我吃惊不小,心说没有血的人还能算是活人吗?
“有了!我这里有!”小姑娘叫了起来。
小不点就是一团小棉花,还没个脸盆大,我凑过去一瞧,在他耳廓后面发现一个针眼,血正从里面一点点涌出来。
“往外挤,使劲往外挤。”老太婆捏着汗道。
我突然有种错觉,这老太婆也太狠了,小不点好不容易出来点血,她那意思几乎是要放光。
“小涵你靠边吧,不动就别在这碍事。”赵小国扒开我,用一个牛眼睛大小的酒盅接那些珍贵的血滴。
他们围着小不点,我一个人在外圈傻看。
隔了能有两分钟,半盅血已是极限,小不点耳廓后面甚至脸皮还有脖颈,都没有半点血色。
我说不上心里是什么感觉,只见赵小国把半盅血交给老太婆,姑娘家把手伸向早早准备好的坛子,一下揭开了报纸,老太婆把那碗血往坛子里一叩,坛子整个一震,砰一声出来一团黑烟。
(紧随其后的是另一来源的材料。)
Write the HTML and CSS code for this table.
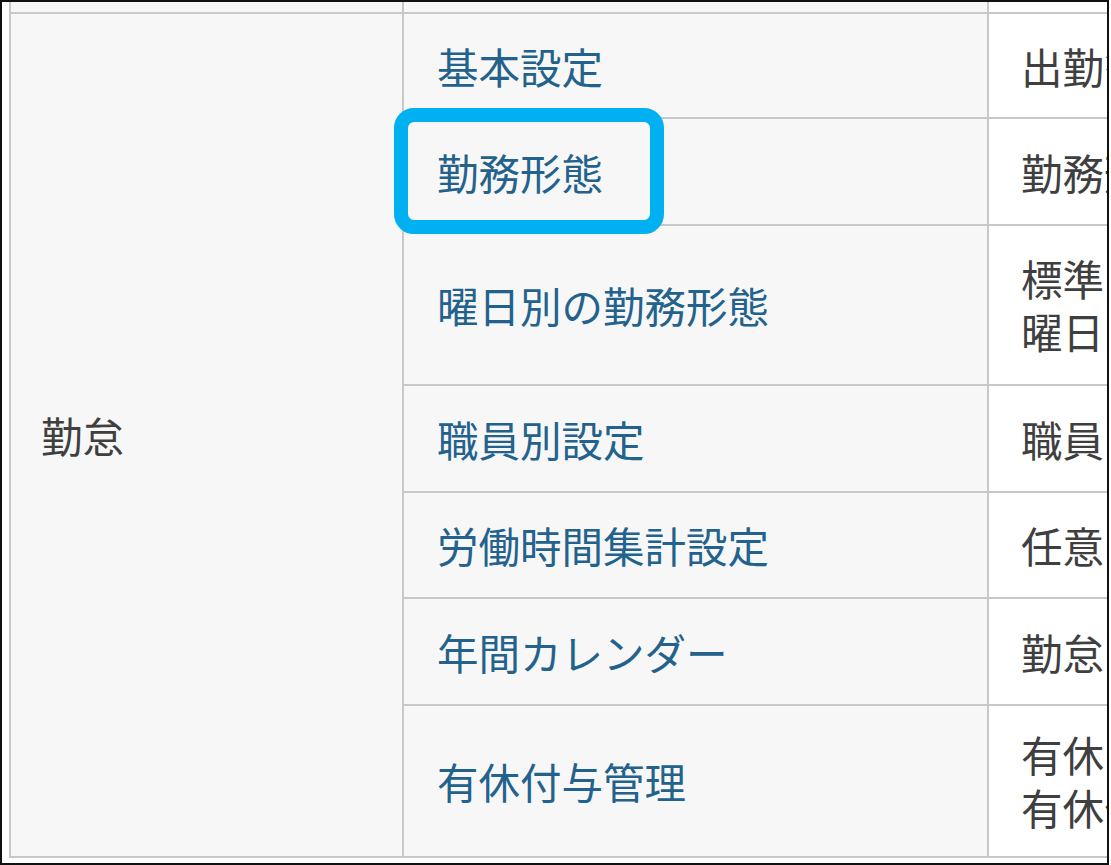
FILE: index.html
```html
<!DOCTYPE html>
<html lang="ja">
<head>
<meta charset="utf-8">
<title>勤怠設定</title>
<link rel="stylesheet" href="styles.css">
</head>
<body>
<div class="frame">
  <table class="settings">
    <colgroup>
      <col class="c1"><col class="c2"><col class="c3">
    </colgroup>
    <tr class="r0"><td class="cat"></td><td class="item"></td><td class="desc"></td></tr>
    <tr class="r1">
      <td class="cat" rowspan="7">勤怠</td>
      <td class="item"><a href="#">基本設定</a></td>
      <td class="desc">出勤簿の基本的な設定を行います</td>
    </tr>
    <tr class="r2">
      <td class="item"><a href="#">勤務形態</a></td>
      <td class="desc">勤務形態の登録を行います</td>
    </tr>
    <tr class="r3">
      <td class="item"><a href="#">曜日別の勤務形態</a></td>
      <td class="desc two">標準の勤務形態を設定します<br>曜日ごとに設定します</td>
    </tr>
    <tr class="r4">
      <td class="item"><a href="#">職員別設定</a></td>
      <td class="desc">職員ごとの設定を行います</td>
    </tr>
    <tr class="r5">
      <td class="item"><a href="#">労働時間集計設定</a></td>
      <td class="desc">任意の集計設定を行います</td>
    </tr>
    <tr class="r6">
      <td class="item"><a href="#">年間カレンダー</a></td>
      <td class="desc">勤怠で使用するカレンダーです</td>
    </tr>
    <tr class="r7">
      <td class="item"><a href="#">有休付与管理</a></td>
      <td class="desc two">有休の付与を管理します<br>有休付与の設定を行います</td>
    </tr>
  </table>
  <div class="highlight"></div>
</div>
</body>
</html>
```

FILE: styles.css
```css
html, body {
  margin: 0;
  padding: 0;
  background: #ffffff;
}

.frame {
  position: relative;
  box-sizing: border-box;
  width: 1109px;
  height: 865px;
  border: 2px solid #111111;
  overflow: hidden;
  background: #ffffff;
}

.settings {
  border-collapse: collapse;
  table-layout: fixed;
  width: 1580px;
  margin-left: 7px;
  font-family: "Noto Sans CJK JP", "Noto Sans", sans-serif;
  font-size: 41.5px;
  line-height: 52px;
  color: #3f3f3f;
}

.c1 { width: 393px; }
.c2 { width: 585px; }
.c3 { width: 602px; }

.settings td {
  border: 2px solid #c8c8c8;
  padding: 0 10px 0 31px;
  vertical-align: middle;
  white-space: nowrap;
  overflow: hidden;
}

.settings td.cat {
  background: #f7f7f7;
  padding-left: 30px;
}

.settings td.item {
  background: #f7f7f7;
  padding-left: 33px;
}

.settings td.desc {
  background: #ffffff;
  padding-left: 32px;
}

.settings .r0 td {
  border-top: none;
}

.r0 { height: 11px; }
.r1 { height: 105px; }
.r2 { height: 107px; }
.r3 { height: 160px; }
.r4 { height: 107px; }
.r5 { height: 106px; }
.r6 { height: 107px; }
.r7 { height: 152px; }

.settings td.desc.two {
  line-height: 53px;
}

.settings a {
  color: #23628c;
  text-decoration: none;
}

.highlight {
  position: absolute;
  left: 392px;
  top: 106px;
  width: 270px;
  height: 126px;
  box-sizing: border-box;
  border: 14px solid #00b0f0;
  border-radius: 20px;
}
```
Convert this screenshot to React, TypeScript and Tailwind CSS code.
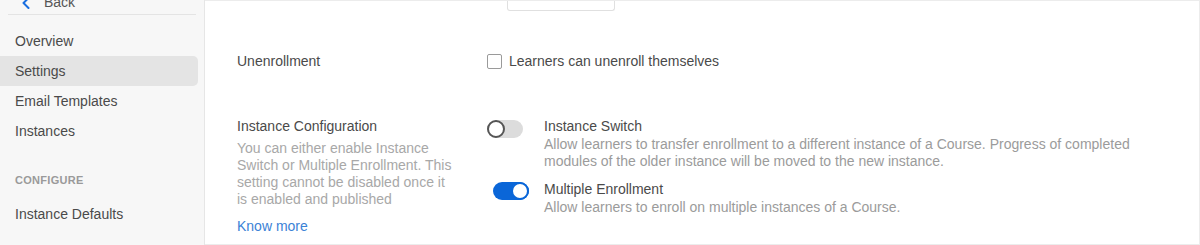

老太婆所作所为好比在搞化学实验,我一步退出好远,瞬间闻到一股极其难闻的味道,呛得我不停咳嗽,根本呆不下去。
姑娘家手快堵上了坛子,但房里味道依然很浓,我啃啃咳嗽来到书房门口,正要开门,脚下忽然猜到一些软绵绵的东西,我低头一看,地上居然全是钱串子,而我这一脚下去,少说也有十来条钱串子成了浆糊,而更多的已经爬进房里,一些还在门缝处往里面挤,前赴后继源源不断。
可想而知,是小不点招来了这些恐怖昆虫。
我开始叫嚷,赵小国跑过来和我一起抵挡这些入侵者,我们用脚踩,用手拍,但钱串子数目骇人,有些走上天棚,又一次在电灯附近抱成一个毛茸茸的小团。
姑娘家和赵小国他爱人都吓坏了,老太婆也一脸惊异,迫于这玩意毒性大,我们只好跳窗逃跑,只是赵小国他爱人一开窗户,就像捅了马蜂窝,数以千计的钱串子又从窗子涌进来。
同时,外头猪圈传来一声声哀鸣,赵小国夫妻俩赖以生存的家畜也难逃毒手。
这时候,赵小国他们邻居喧嚷起来,赵小国跟上高呼救命,但显然不起作用,想想也是,这么多钱串子一窝蜂往赵家涌,隔壁也该是泥菩萨过江自身难保。
在我们被逼到走投无路,进而全部站到火炕上的时候,一大团钱串子突然落进赵小国他爱人怀里。
他爱人本来抱着小不点,立时吓得魂飞魄散,一下丢了孩子,仰脖倒了下去。
我不清楚他爱人有癫痫症,只见她抽得脚面绷紧,眼睛翻白,半边脸都变了形状,但她身上那些钱串子没有伤及她,反而很快转移目标,爬得小不点满身都是,看得我头皮发麻,心里怄火,心想几个大活人,居然被钱串子逼到这种境地。
小不点落在地上,桌子的一旁,看着越来越多的钱串子团团裹在他幼小的身上,我红了眼睛,正待一扑过去解救他,老太婆忽然抓向我。
她速度赶不上我,我人已经扑了出去。
把手探入虫子堆里需要多大勇气我不清楚,但我还是做了,而且吃了大亏。
☆、第七十八章 人形蜈蚣
小不点身上钱串子堆成一团隆起,一人多长,我一拳打进虫子堆里,感觉捅进棉花套一样,整条右臂深陷进去一半,只是还没摸到小不点,手和小臂瞬间又疼又痒,最后是一股钻心的疼。
我大叫一声,一步退了回来,挽起袖口一看,小臂上布满淡红色的斑点,一个个快速肿起来,荨麻疹一样,全是钱串子蜇的。
本来挺好的皮肤搞成这样,我眼前一阵发黑,恶狠狠看向钱串子,心里一团火无处发泄。
钱串子毒性果然不一般,我再想救小不点,却是心有余而力不足,小臂疼得我满脑门虚汗,豆大的汗滴,一颗下去都能淹死蚂蚁。
身体的不适,让我一屁股坐在炕头上,心也彻底凉透了,钱串子蜇我都跟玩一样,小不点一定没救了。
“小国哥你看,那些虫子都不动了。”
人家姑娘家是和赵小国说话,我听着往地中央一瞧,那些钱串子果真不动了,好几层化石一般覆在小不点身上。
屋里屋外的钱串子在此居中,屋里静悄悄的,只有隔壁不时传出一两声叫骂。
又过了一会儿,钱串子还是没动静,赵小国他爱人也有所好转,这时候倒显出来老太婆了,她磨磨蹭蹭走过去,近距离观察一人多长的隆起。
“果然如我所料,这是一个人。”老太婆说道。